### Material provided
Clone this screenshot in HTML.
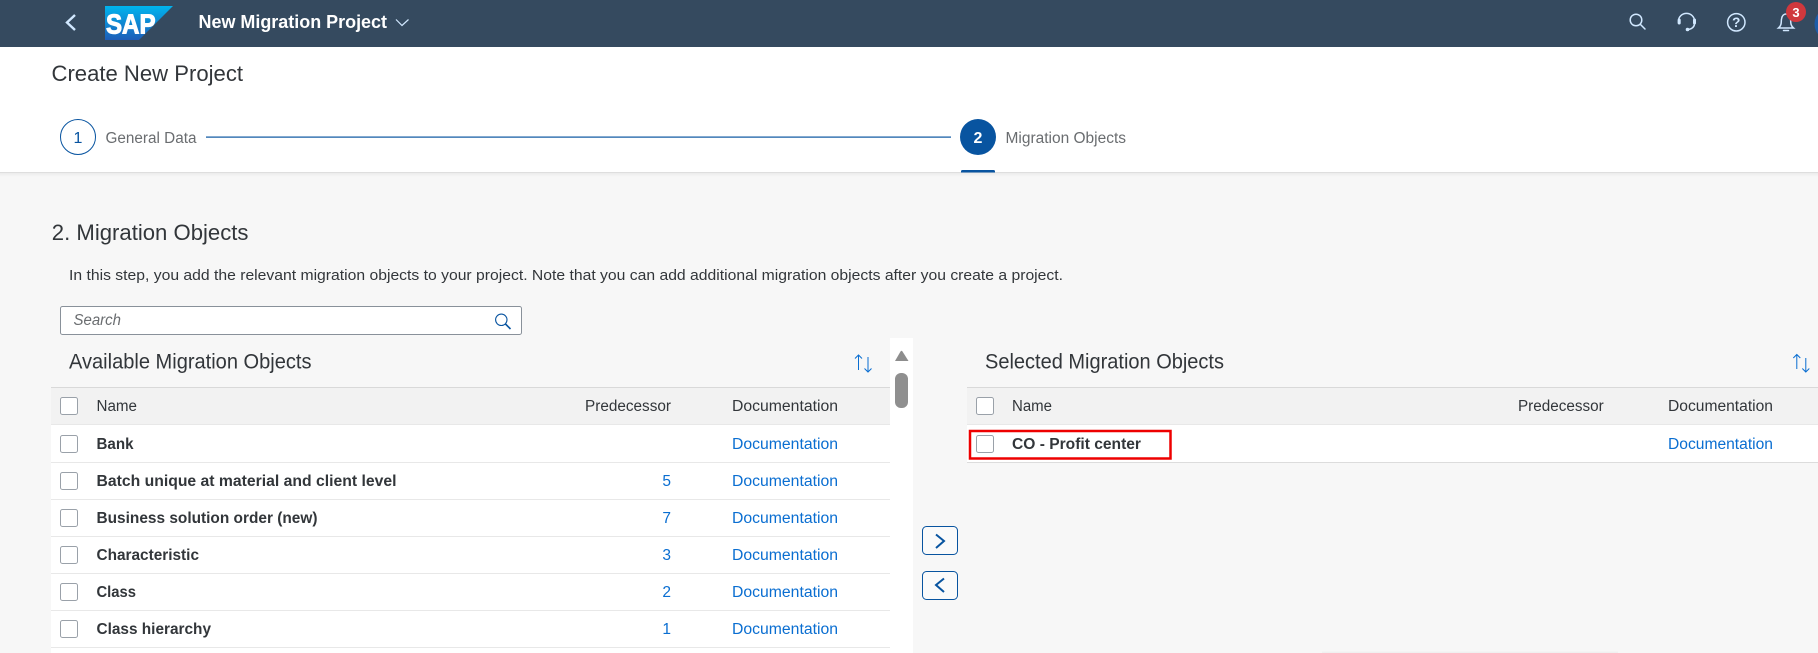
<!DOCTYPE html>
<html lang="en">
<head>
<meta charset="utf-8">
<title>Create New Project</title>
<style>
html,body{margin:0;padding:0;background:#f7f7f7;}
body{width:1818px;height:653px;overflow:hidden;}
svg{display:block;}
text{font-family:"Liberation Sans",sans-serif;}
.t{font-size:15.5px;fill:#32363a;}
.b{font-size:15.5px;fill:#32363a;font-weight:700;}
.l{font-size:15.5px;fill:#0a6ed1;}
.h{font-size:22.5px;fill:#32363a;}
.s{font-size:15.5px;fill:#6a6d70;}
.cb{fill:#fff;stroke:#9aa1a9;stroke-width:1;}
.ln{fill:#e8e8e8;}
.ic{fill:none;stroke:#d1e8ff;stroke-width:1.5;stroke-linecap:round;}
.bl{fill:none;stroke:#0a6ed1;stroke-width:1;}
</style>
</head>
<body>
<svg width="1818" height="653" viewBox="0 0 1818 653" xmlns="http://www.w3.org/2000/svg">
<defs>
<linearGradient id="g" x1="0" y1="0" x2="0" y2="1"><stop offset="0" stop-color="#00b4ee"/><stop offset="1" stop-color="#1d5db8"/></linearGradient>
<linearGradient id="sh" x1="0" y1="0" x2="0" y2="1"><stop offset="0" stop-color="#ececec"/><stop offset="1" stop-color="#f7f7f7"/></linearGradient>
</defs>
<rect width="1818" height="653" fill="#f7f7f7"/>

<!-- shell bar -->
<rect width="1818" height="47" fill="#354a5f"/>
<path d="M75 15 L67 22.500 L75 30" fill="none" stroke="#d1e8ff" stroke-width="2.400"/>
<polygon points="105,6 173,6 139,40 105,40" fill="url(#g)"/>
<text x="106" y="33.500" font-size="28" font-weight="700" fill="#fff" stroke="#fff" stroke-width="1.100" textLength="49.500" lengthAdjust="spacingAndGlyphs">SAP</text>
<text x="198.500" y="28" font-size="18.500" font-weight="700" fill="#fff" textLength="188.500" lengthAdjust="spacingAndGlyphs">New Migration Project</text>
<path d="M396 19.500 L402 25.500 L408.500 19.500" fill="none" stroke="#d1e8ff" stroke-width="1.200"/>

<circle cx="1636" cy="20" r="5.800" class="ic"/><path d="M1640.500 24.500 L1645 29" class="ic" stroke-width="2"/>
<path d="M1678.500 23 V21 a8 7.600 0 0 1 16 0 V24 a7 6 0 0 1 -6 5.500" class="ic"/>
<rect x="1677.700" y="18.500" width="3" height="6" rx="1.500" fill="#d1e8ff"/><rect x="1693" y="18.500" width="3" height="6" rx="1.500" fill="#d1e8ff"/><circle cx="1687.500" cy="29.500" r="1.800" fill="#d1e8ff"/>
<circle cx="1736.300" cy="22.300" r="8.700" class="ic" stroke-width="1.300"/>
<text x="1736.300" y="27" text-anchor="middle" font-size="13.500" font-weight="700" fill="#d1e8ff">?</text>
<path d="M1778.500 28 C1782 25 1781 22 1781.500 19 C1782 15.500 1784 14 1786 14 C1788 14 1790 15.500 1790.500 19 C1791 22 1790 25 1793.500 28 Z" class="ic" stroke-width="1.200"/>
<path d="M1783.500 30.500 H1788.500" class="ic" stroke-width="1.600"/>
<circle cx="1796" cy="12" r="10" fill="#d0383d"/>
<text x="1796" y="17" text-anchor="middle" font-size="13" font-weight="700" fill="#fff">3</text>
<circle cx="1831" cy="24" r="16.500" fill="#1d5ca8"/>

<!-- wizard header -->
<rect y="47" width="1818" height="125" fill="#fff"/>
<rect y="172" width="1818" height="1" fill="#dedede"/>
<rect y="173" width="1818" height="4" fill="url(#sh)"/>
<text x="51.500" y="81" class="h" textLength="191.500" lengthAdjust="spacingAndGlyphs">Create New Project</text>
<circle cx="78" cy="137" r="17.500" fill="#fff" stroke="#0854a0" stroke-width="1"/>
<text x="78" y="143" text-anchor="middle" font-size="16" fill="#0854a0">1</text>
<text x="105.500" y="143" class="s" textLength="91" lengthAdjust="spacingAndGlyphs">General Data</text>
<rect x="206" y="136.500" width="745" height="1.200" fill="#0854a0"/>
<circle cx="978" cy="137" r="18" fill="#0854a0"/>
<text x="978" y="143" text-anchor="middle" font-size="16" font-weight="700" fill="#fff">2</text>
<text x="1005.500" y="143" class="s" textLength="120.500" lengthAdjust="spacingAndGlyphs">Migration Objects</text>
<path d="M961 172 V171.500 Q961 170 962.500 170 H993.500 Q995 170 995 171.500 V172.500 H961 Z" fill="#0854a0"/>

<!-- section -->
<text x="51.800" y="240" class="h" textLength="196.700" lengthAdjust="spacingAndGlyphs">2. Migration Objects</text>
<text x="69" y="280" font-size="15" fill="#32363a" textLength="994" lengthAdjust="spacingAndGlyphs">In this step, you add the relevant migration objects to your project. Note that you can add additional migration objects after you create a project.</text>

<rect x="60.500" y="306.500" width="461" height="28" rx="2" fill="#fff" stroke="#89919a" stroke-width="1"/>
<text x="73.500" y="325" font-size="15.500" font-style="italic" fill="#6a6d70" textLength="47.500" lengthAdjust="spacingAndGlyphs">Search</text>
<circle cx="501.300" cy="319.800" r="5.700" fill="none" stroke="#0854a0" stroke-width="1.100"/>
<path d="M505.500 324 L510.500 329" fill="none" stroke="#0854a0" stroke-width="1.600"/>

<!-- left table -->
<text x="69" y="368.300" font-size="21" fill="#32363a" textLength="242.500" lengthAdjust="spacingAndGlyphs">Available Migration Objects</text>
<path d="M858.500 370 V355 M855 358.500 L858.500 355 L862 358.500" class="bl"/>
<path d="M868 357 V372 M864.500 368.500 L868 372 L871.500 368.500" class="bl"/>

<rect x="51" y="387" width="839" height="37" fill="#f2f2f2"/>
<rect x="51" y="387" width="839" height="1" fill="#d9d9d9"/>
<rect x="51" y="424" width="839" height="229" fill="#fff"/>
<rect x="51" y="424" width="839" height="1" class="ln"/>
<rect x="51" y="462" width="839" height="1" class="ln"/>
<rect x="51" y="499" width="839" height="1" class="ln"/>
<rect x="51" y="536" width="839" height="1" class="ln"/>
<rect x="51" y="573" width="839" height="1" class="ln"/>
<rect x="51" y="610" width="839" height="1" class="ln"/>
<rect x="51" y="647" width="839" height="1" class="ln"/>

<rect x="60.500" y="397.500" width="17" height="17" rx="2" class="cb"/>
<text x="96.500" y="411" class="t" textLength="40.500" lengthAdjust="spacingAndGlyphs">Name</text>
<text x="585" y="411" class="t" textLength="86" lengthAdjust="spacingAndGlyphs">Predecessor</text>
<text x="732" y="411" class="t" textLength="106" lengthAdjust="spacingAndGlyphs">Documentation</text>

<rect x="60.500" y="435.500" width="17" height="17" rx="2" class="cb"/>
<text x="96.500" y="449" class="b" textLength="37" lengthAdjust="spacingAndGlyphs">Bank</text>
<text x="732" y="449" class="l" textLength="106" lengthAdjust="spacingAndGlyphs">Documentation</text>

<rect x="60.500" y="472.500" width="17" height="17" rx="2" class="cb"/>
<text x="96.500" y="486" class="b" textLength="300" lengthAdjust="spacingAndGlyphs">Batch unique at material and client level</text>
<text x="671" y="486" class="l" text-anchor="end">5</text>
<text x="732" y="486" class="l" textLength="106" lengthAdjust="spacingAndGlyphs">Documentation</text>

<rect x="60.500" y="509.500" width="17" height="17" rx="2" class="cb"/>
<text x="96.500" y="523" class="b" textLength="221" lengthAdjust="spacingAndGlyphs">Business solution order (new)</text>
<text x="671" y="523" class="l" text-anchor="end">7</text>
<text x="732" y="523" class="l" textLength="106" lengthAdjust="spacingAndGlyphs">Documentation</text>

<rect x="60.500" y="546.500" width="17" height="17" rx="2" class="cb"/>
<text x="96.500" y="560" class="b" textLength="102.500" lengthAdjust="spacingAndGlyphs">Characteristic</text>
<text x="671" y="560" class="l" text-anchor="end">3</text>
<text x="732" y="560" class="l" textLength="106" lengthAdjust="spacingAndGlyphs">Documentation</text>

<rect x="60.500" y="583.500" width="17" height="17" rx="2" class="cb"/>
<text x="96.500" y="597" class="b" textLength="39.500" lengthAdjust="spacingAndGlyphs">Class</text>
<text x="671" y="597" class="l" text-anchor="end">2</text>
<text x="732" y="597" class="l" textLength="106" lengthAdjust="spacingAndGlyphs">Documentation</text>

<rect x="60.500" y="620.500" width="17" height="17" rx="2" class="cb"/>
<text x="96.500" y="634" class="b" textLength="114.500" lengthAdjust="spacingAndGlyphs">Class hierarchy</text>
<text x="671" y="634" class="l" text-anchor="end">1</text>
<text x="732" y="634" class="l" textLength="106" lengthAdjust="spacingAndGlyphs">Documentation</text>

<!-- scrollbar -->
<rect x="890" y="338" width="23" height="315" fill="#fff"/>
<path d="M895 361 L900.500 351.500 Q901.500 350 902.500 351.500 L908.500 361 Z" fill="#8d8d8d"/>
<rect x="895" y="373" width="13" height="35" rx="6" fill="#8f8f8f"/>

<!-- move buttons -->
<rect x="922.500" y="526.500" width="35" height="28" rx="4" fill="#fafafa" stroke="#0854a0" stroke-width="1"/>
<path d="M936 534.500 L944 541 L936 548" fill="none" stroke="#0854a0" stroke-width="2"/>
<rect x="922.500" y="571.500" width="35" height="28" rx="4" fill="#fafafa" stroke="#0854a0" stroke-width="1"/>
<path d="M944 578.500 L936 585 L944 592" fill="none" stroke="#0854a0" stroke-width="2"/>

<!-- right table -->
<text x="985" y="368.300" font-size="21" fill="#32363a" textLength="239" lengthAdjust="spacingAndGlyphs">Selected Migration Objects</text>
<path d="M1796.800 369 V354.500 M1793.300 358 L1796.800 354.500 L1800.300 358" class="bl"/>
<path d="M1805.800 358 V372 M1802.300 368.500 L1805.800 372 L1809.300 368.500" class="bl"/>

<rect x="967" y="387" width="851" height="37" fill="#f2f2f2"/>
<rect x="967" y="387" width="851" height="1" fill="#d9d9d9"/>
<rect x="967" y="424" width="851" height="38" fill="#fff"/>
<rect x="967" y="424" width="851" height="1" class="ln"/>
<rect x="967" y="462" width="851" height="1" fill="#dcdcdc"/>

<rect x="976.500" y="397.500" width="17" height="17" rx="2" class="cb"/>
<text x="1012" y="411" class="t" textLength="40" lengthAdjust="spacingAndGlyphs">Name</text>
<text x="1518" y="411" class="t" textLength="85.700" lengthAdjust="spacingAndGlyphs">Predecessor</text>
<text x="1668" y="411" class="t" textLength="105" lengthAdjust="spacingAndGlyphs">Documentation</text>

<rect x="976.500" y="435.500" width="17" height="17" rx="2" class="cb"/>
<text x="1012" y="449" class="b" textLength="129" lengthAdjust="spacingAndGlyphs">CO - Profit center</text>
<text x="1668" y="449" class="l" textLength="105" lengthAdjust="spacingAndGlyphs">Documentation</text>
<rect x="970" y="431" width="200.500" height="27.500" fill="none" stroke="#ee0000" stroke-width="2.500"/>

<rect x="1322" y="651.500" width="296" height="1.500" fill="#f0f0f0"/>
</svg>
</body>
</html>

### Given request
Restate, line by line and word for word, everything from the top of the material through the line that contains "19.500 L402 25.500". Leave pictures out.

### Finished exercise
Clone this screenshot in HTML.
<!DOCTYPE html>
<html lang="en">
<head>
<meta charset="utf-8">
<title>Create New Project</title>
<style>
html,body{margin:0;padding:0;background:#f7f7f7;}
body{width:1818px;height:653px;overflow:hidden;}
svg{display:block;}
text{font-family:"Liberation Sans",sans-serif;}
.t{font-size:15.5px;fill:#32363a;}
.b{font-size:15.5px;fill:#32363a;font-weight:700;}
.l{font-size:15.5px;fill:#0a6ed1;}
.h{font-size:22.5px;fill:#32363a;}
.s{font-size:15.5px;fill:#6a6d70;}
.cb{fill:#fff;stroke:#9aa1a9;stroke-width:1;}
.ln{fill:#e8e8e8;}
.ic{fill:none;stroke:#d1e8ff;stroke-width:1.5;stroke-linecap:round;}
.bl{fill:none;stroke:#0a6ed1;stroke-width:1;}
</style>
</head>
<body>
<svg width="1818" height="653" viewBox="0 0 1818 653" xmlns="http://www.w3.org/2000/svg">
<defs>
<linearGradient id="g" x1="0" y1="0" x2="0" y2="1"><stop offset="0" stop-color="#00b4ee"/><stop offset="1" stop-color="#1d5db8"/></linearGradient>
<linearGradient id="sh" x1="0" y1="0" x2="0" y2="1"><stop offset="0" stop-color="#ececec"/><stop offset="1" stop-color="#f7f7f7"/></linearGradient>
</defs>
<rect width="1818" height="653" fill="#f7f7f7"/>

<!-- shell bar -->
<rect width="1818" height="47" fill="#354a5f"/>
<path d="M75 15 L67 22.500 L75 30" fill="none" stroke="#d1e8ff" stroke-width="2.400"/>
<polygon points="105,6 173,6 139,40 105,40" fill="url(#g)"/>
<text x="106" y="33.500" font-size="28" font-weight="700" fill="#fff" stroke="#fff" stroke-width="1.100" textLength="49.500" lengthAdjust="spacingAndGlyphs">SAP</text>
<text x="198.500" y="28" font-size="18.500" font-weight="700" fill="#fff" textLength="188.500" lengthAdjust="spacingAndGlyphs">New Migration Project</text>
<path d="M396 19.500 L402 25.500 L408.500 19.500" fill="none" stroke="#d1e8ff" stroke-width="1.200"/>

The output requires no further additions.